How many data are ‘enough’ to reliably predict clinical effect? Which data sets can be useful? How can they be managed? What’s the best way to win the confidence of public and regulators? And, crucially, is academia training enough mathematicians and medical-data scientists, who will have to develop and harness all this new potential? The last of these questions at least has a clear answer: no.

Big data sets in medicine include genomics, transcriptomics and proteomics (which, respectively, describe our genomes, identify which of our genes are being expressed and catalogue all of the proteins in a tissue sample). Genomic data sets alone have already shown their value. The presence or absence of a particular gene variant can put people in high- or low-risk groups for various diseases and identify in some cases which people with cancer are likely to respond to certain drugs.

But a single molecular data set will not contain sufficient information to tell the whole story of an individual’s medical fate. Integration of different types of molecular data might tell more, but that remains a computational challenge. Even more would emerge if an individual’s molecular data were placed in the context of their physiology, behaviour and health. Electronic health records, the numbers of which are skyrocketing, could be useful here. So could disease registries, hospital and health-insurance records, as well as research publications and clinical-trial data. New types of data set come from wearables and apps, which collect health data directly from individuals, and from genome sequences of volunteers. Some researchers are even trying to extract medically relevant data from social-media platforms such as Twitter.

This adds up to a mind-boggling volume of data. According to one estimate at the workshop, clinical data from a single individual will generate 0.4 terabytes of information per lifetime, genomics data around 6 terabytes and additional data, 1,100 terabytes. By 2020, the amount of health-related data gathered in total will double every 73 days.
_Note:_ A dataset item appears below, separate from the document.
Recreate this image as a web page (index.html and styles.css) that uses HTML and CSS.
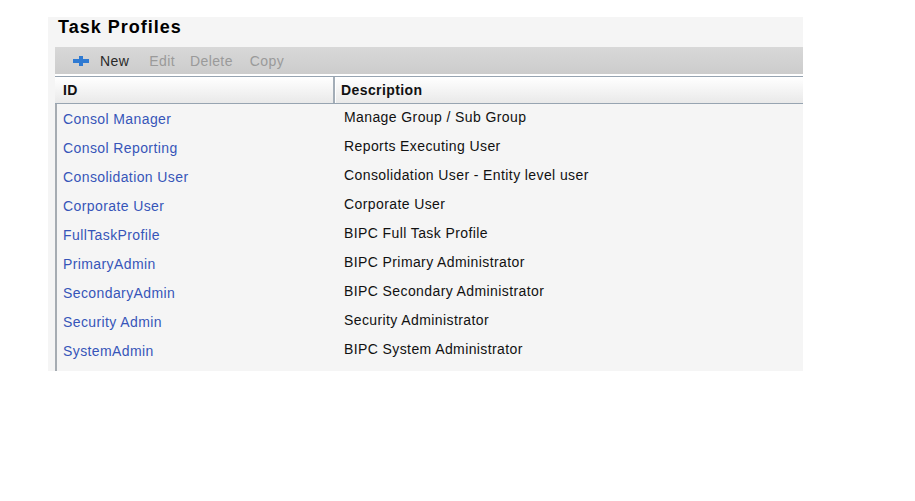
FILE: index.html
```html
<!DOCTYPE html>
<html>
<head>
<meta charset="utf-8">
<link rel="stylesheet" href="styles.css">
</head>
<body>
<div class="panel">
  <div class="title">Task Profiles</div>
  <div class="grid-wrap">
    <div class="toolbar">
      <svg class="plus" width="16" height="10" viewBox="0 0 16 10"><rect x="0" y="3" width="16" height="4" fill="#2f7ad2"/><rect x="6" y="0" width="4" height="10" fill="#2f7ad2"/></svg>
      <span class="tb-btn tb-new">New</span>
      <span class="tb-btn tb-edit">Edit</span>
      <span class="tb-btn tb-delete">Delete</span>
      <span class="tb-btn tb-copy">Copy</span>
    </div>
    <div class="head">
      <div class="hcell hid">ID</div>
      <div class="hcell hdesc">Description</div>
    </div>
    <div class="body">
      <div class="row"><div class="cid">Consol Manager</div><div class="cdesc">Manage Group / Sub Group</div></div>
      <div class="row"><div class="cid">Consol Reporting</div><div class="cdesc">Reports Executing User</div></div>
      <div class="row"><div class="cid">Consolidation User</div><div class="cdesc">Consolidation User - Entity level user</div></div>
      <div class="row"><div class="cid">Corporate User</div><div class="cdesc">Corporate User</div></div>
      <div class="row"><div class="cid">FullTaskProfile</div><div class="cdesc">BIPC Full Task Profile</div></div>
      <div class="row"><div class="cid">PrimaryAdmin</div><div class="cdesc">BIPC Primary Administrator</div></div>
      <div class="row"><div class="cid">SecondaryAdmin</div><div class="cdesc">BIPC Secondary Administrator</div></div>
      <div class="row"><div class="cid">Security Admin</div><div class="cdesc">Security Administrator</div></div>
      <div class="row"><div class="cid">SystemAdmin</div><div class="cdesc">BIPC System Administrator</div></div>
    </div>
  </div>
</div>
</body>
</html>
```
FILE: styles.css
```css
html, body {
  margin: 0;
  padding: 0;
  background: #ffffff;
}
body {
  font-family: "Liberation Sans", Arial, sans-serif;
  font-size: 14px;
  letter-spacing: 0.4px;
}
.panel {
  margin: 17px 0 0 48px;
  width: 755px;
  height: 354px;
  background: #f5f5f5;
  display: flex;
  flex-direction: column;
}
.title {
  height: 30px;
  line-height: 20px;
  padding-left: 10px;
  font-size: 18px;
  font-weight: bold;
  letter-spacing: 1px;
  color: #000;
}
.grid-wrap {
  margin-left: 7px;
  flex: 1;
  display: flex;
  flex-direction: column;
}
.toolbar {
  height: 27px;
  border-bottom: 2px solid #ffffff;
  background: linear-gradient(#d8d8d8, #cccccc);
  display: flex;
  align-items: center;
  padding-left: 18px;
}
.plus {
  display: block;
  margin-right: 11px;
}
.tb-btn {
  color: #9a9a9a;
}
.tb-new {
  color: #2a2a2a;
  margin-right: 20px;
}
.tb-edit {
  margin-right: 15px;
}
.tb-delete {
  margin-right: 17px;
}
.head {
  display: flex;
  height: 26px;
  border-top: 1px solid #97a4b1;
  border-bottom: 1px solid #97a4b1;
  background: linear-gradient(#ffffff, #e9e9e9);
}
.hcell {
  display: flex;
  align-items: center;
  font-weight: bold;
  color: #111;
}
.hid {
  width: 270px;
  padding-left: 8px;
  border-right: 2px solid #a3adb7;
  box-shadow: 1px 0 0 #ffffff;
}
.hdesc {
  padding-left: 6px;
}
.body {
  flex: 1;
  border-left: 2px solid #a6acb2;
}
.row {
  display: flex;
  height: 29px;
  align-items: center;
}
.cid {
  width: 281px;
  padding-left: 6px;
  color: #3755b9;
}
.cdesc {
  color: #111;
  padding-bottom: 4px;
}
```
Health professionals will confront more data than do those in finance.

Health professionals will confront more data than do those in finance.

To collect and hold all of this information within strict privacy regulations — non-negotiable for medical data — is another challenge. Some tech firms, such as IBM Watson Health and Hewlett-Packard, are building systems that keep data local — algorithms can dip into them, but the data are not transmitted anywhere else. Google, unsurprisingly, thinks that all these data are safer on the Cloud.
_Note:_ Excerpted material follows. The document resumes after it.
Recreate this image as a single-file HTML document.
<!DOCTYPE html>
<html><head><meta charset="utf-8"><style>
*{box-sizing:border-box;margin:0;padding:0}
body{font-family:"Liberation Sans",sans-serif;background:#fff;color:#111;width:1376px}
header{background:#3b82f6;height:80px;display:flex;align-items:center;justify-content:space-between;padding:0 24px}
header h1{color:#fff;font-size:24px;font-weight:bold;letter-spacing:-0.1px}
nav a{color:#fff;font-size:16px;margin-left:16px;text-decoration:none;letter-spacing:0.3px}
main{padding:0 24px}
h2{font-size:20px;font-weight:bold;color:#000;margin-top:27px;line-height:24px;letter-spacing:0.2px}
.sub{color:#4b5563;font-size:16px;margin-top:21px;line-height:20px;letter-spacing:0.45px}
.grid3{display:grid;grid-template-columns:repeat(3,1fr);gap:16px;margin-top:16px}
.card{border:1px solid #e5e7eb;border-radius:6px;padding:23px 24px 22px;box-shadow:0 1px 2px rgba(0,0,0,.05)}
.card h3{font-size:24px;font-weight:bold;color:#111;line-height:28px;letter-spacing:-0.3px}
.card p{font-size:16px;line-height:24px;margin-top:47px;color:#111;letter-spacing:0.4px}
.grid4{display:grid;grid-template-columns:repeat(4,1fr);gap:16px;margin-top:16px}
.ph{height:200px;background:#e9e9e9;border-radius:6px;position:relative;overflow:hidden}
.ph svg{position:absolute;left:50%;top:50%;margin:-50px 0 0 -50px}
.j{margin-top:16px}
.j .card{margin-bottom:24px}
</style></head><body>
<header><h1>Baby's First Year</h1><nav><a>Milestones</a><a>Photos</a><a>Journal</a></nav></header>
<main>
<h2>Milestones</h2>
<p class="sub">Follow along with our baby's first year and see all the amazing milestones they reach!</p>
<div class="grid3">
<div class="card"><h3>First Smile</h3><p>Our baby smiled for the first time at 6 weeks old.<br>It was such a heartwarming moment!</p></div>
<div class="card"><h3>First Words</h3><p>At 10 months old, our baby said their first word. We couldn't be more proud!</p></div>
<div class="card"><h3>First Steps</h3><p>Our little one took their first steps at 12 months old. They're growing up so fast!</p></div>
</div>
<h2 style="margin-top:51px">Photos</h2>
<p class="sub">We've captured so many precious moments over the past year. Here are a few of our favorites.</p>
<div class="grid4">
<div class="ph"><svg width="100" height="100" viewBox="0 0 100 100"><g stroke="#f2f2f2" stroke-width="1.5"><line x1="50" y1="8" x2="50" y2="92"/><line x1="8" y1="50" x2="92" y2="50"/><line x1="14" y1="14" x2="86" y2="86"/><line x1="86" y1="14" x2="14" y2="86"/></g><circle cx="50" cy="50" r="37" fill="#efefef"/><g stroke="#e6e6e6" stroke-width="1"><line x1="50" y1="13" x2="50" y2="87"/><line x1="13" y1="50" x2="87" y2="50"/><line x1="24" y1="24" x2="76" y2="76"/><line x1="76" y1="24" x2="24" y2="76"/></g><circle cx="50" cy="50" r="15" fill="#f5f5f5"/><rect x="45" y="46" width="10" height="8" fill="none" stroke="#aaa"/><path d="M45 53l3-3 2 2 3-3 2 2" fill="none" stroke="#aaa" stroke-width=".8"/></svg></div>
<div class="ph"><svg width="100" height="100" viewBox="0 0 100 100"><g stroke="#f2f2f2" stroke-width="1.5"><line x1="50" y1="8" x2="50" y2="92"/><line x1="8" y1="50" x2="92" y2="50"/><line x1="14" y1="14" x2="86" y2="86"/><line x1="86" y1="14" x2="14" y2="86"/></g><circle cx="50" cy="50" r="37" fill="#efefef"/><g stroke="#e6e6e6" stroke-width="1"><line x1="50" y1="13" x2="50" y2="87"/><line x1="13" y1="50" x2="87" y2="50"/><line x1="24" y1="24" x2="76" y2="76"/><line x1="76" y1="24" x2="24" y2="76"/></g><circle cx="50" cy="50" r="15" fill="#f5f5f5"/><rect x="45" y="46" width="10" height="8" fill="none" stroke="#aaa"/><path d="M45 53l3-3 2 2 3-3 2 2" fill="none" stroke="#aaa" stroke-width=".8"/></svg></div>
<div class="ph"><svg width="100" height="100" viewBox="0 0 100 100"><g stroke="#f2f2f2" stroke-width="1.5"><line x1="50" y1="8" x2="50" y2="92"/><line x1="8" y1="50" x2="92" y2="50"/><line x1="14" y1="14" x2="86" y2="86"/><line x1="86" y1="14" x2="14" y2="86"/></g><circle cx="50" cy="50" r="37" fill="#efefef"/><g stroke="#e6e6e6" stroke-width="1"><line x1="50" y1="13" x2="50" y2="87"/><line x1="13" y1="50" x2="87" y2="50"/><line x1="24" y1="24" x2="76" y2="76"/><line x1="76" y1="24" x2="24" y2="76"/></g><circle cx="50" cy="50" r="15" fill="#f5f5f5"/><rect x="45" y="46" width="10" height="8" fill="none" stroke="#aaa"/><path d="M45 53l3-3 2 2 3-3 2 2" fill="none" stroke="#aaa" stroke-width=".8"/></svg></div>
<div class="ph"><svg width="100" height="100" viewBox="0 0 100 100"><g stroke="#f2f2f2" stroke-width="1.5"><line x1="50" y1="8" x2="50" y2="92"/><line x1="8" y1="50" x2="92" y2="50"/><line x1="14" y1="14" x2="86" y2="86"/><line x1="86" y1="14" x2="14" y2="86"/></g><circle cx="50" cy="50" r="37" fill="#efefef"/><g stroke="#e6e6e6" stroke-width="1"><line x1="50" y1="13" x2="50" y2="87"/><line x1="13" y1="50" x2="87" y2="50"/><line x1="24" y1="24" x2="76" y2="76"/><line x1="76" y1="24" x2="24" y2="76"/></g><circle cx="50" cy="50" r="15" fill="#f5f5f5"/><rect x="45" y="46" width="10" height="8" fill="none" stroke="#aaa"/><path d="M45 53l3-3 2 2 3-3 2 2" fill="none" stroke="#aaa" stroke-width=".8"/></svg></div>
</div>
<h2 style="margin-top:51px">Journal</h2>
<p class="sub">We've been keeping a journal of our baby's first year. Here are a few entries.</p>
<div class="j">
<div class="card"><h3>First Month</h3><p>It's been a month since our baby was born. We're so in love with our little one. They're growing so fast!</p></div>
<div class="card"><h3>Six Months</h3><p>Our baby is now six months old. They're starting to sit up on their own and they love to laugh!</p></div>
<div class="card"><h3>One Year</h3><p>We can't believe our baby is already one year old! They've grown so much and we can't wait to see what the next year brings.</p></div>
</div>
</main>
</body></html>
The big question for scientists is how to take the next step to convert these artistic sketches of potential into scientific knowledge. Data sets vary in their reliability. Those derived from skimming social media will be very messy and will have to prove their usefulness. And large data sets, reliable or not, inevitably throw up spurious correlations, and so recognizing meaningful patterns requires deep understanding of biology, something that software developers don’t generally have. Future biologists — funders and universities should note — will need much more training in mathematics and data science.
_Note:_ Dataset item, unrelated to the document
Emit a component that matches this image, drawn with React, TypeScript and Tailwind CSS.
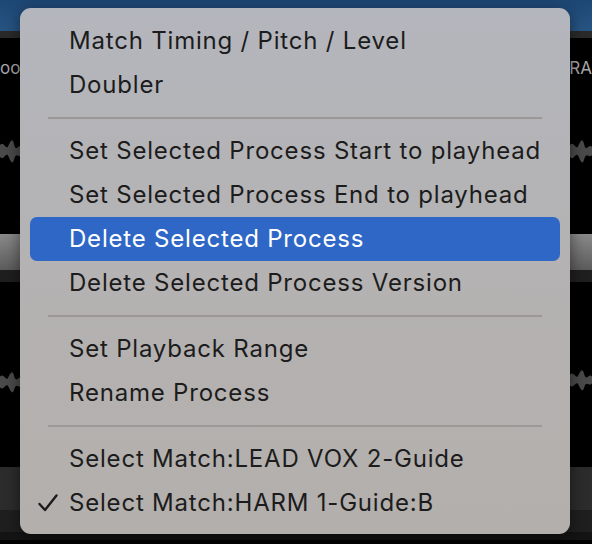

Big data has the exciting potential to allow clinical trials to be conducted partly in silico — which would mean using fewer animals in drug testing as well as recruiting fewer patients to the actual trials. Yet the field is developing at a time when public trust in experts is at an all-time low.

Regulators are ready to be persuaded to accept computational information in clinical trials. On occasion, the European Medicines Agency and the US Food and Drug Administration already accept it in pharmacokinetics, one of the simplest data sets that drug developers must supply agencies with. But the trust of doctors, patients and regulators in the abstract informatics and mathematical know-how that go into developing scientific and clinical predictions cannot be taken for granted. As medics and researchers nudge the field gradually from poetry and seduction to delivery, they must engage the next generation of scientists — and the public — and inform and educate them in the art and science of what is possible.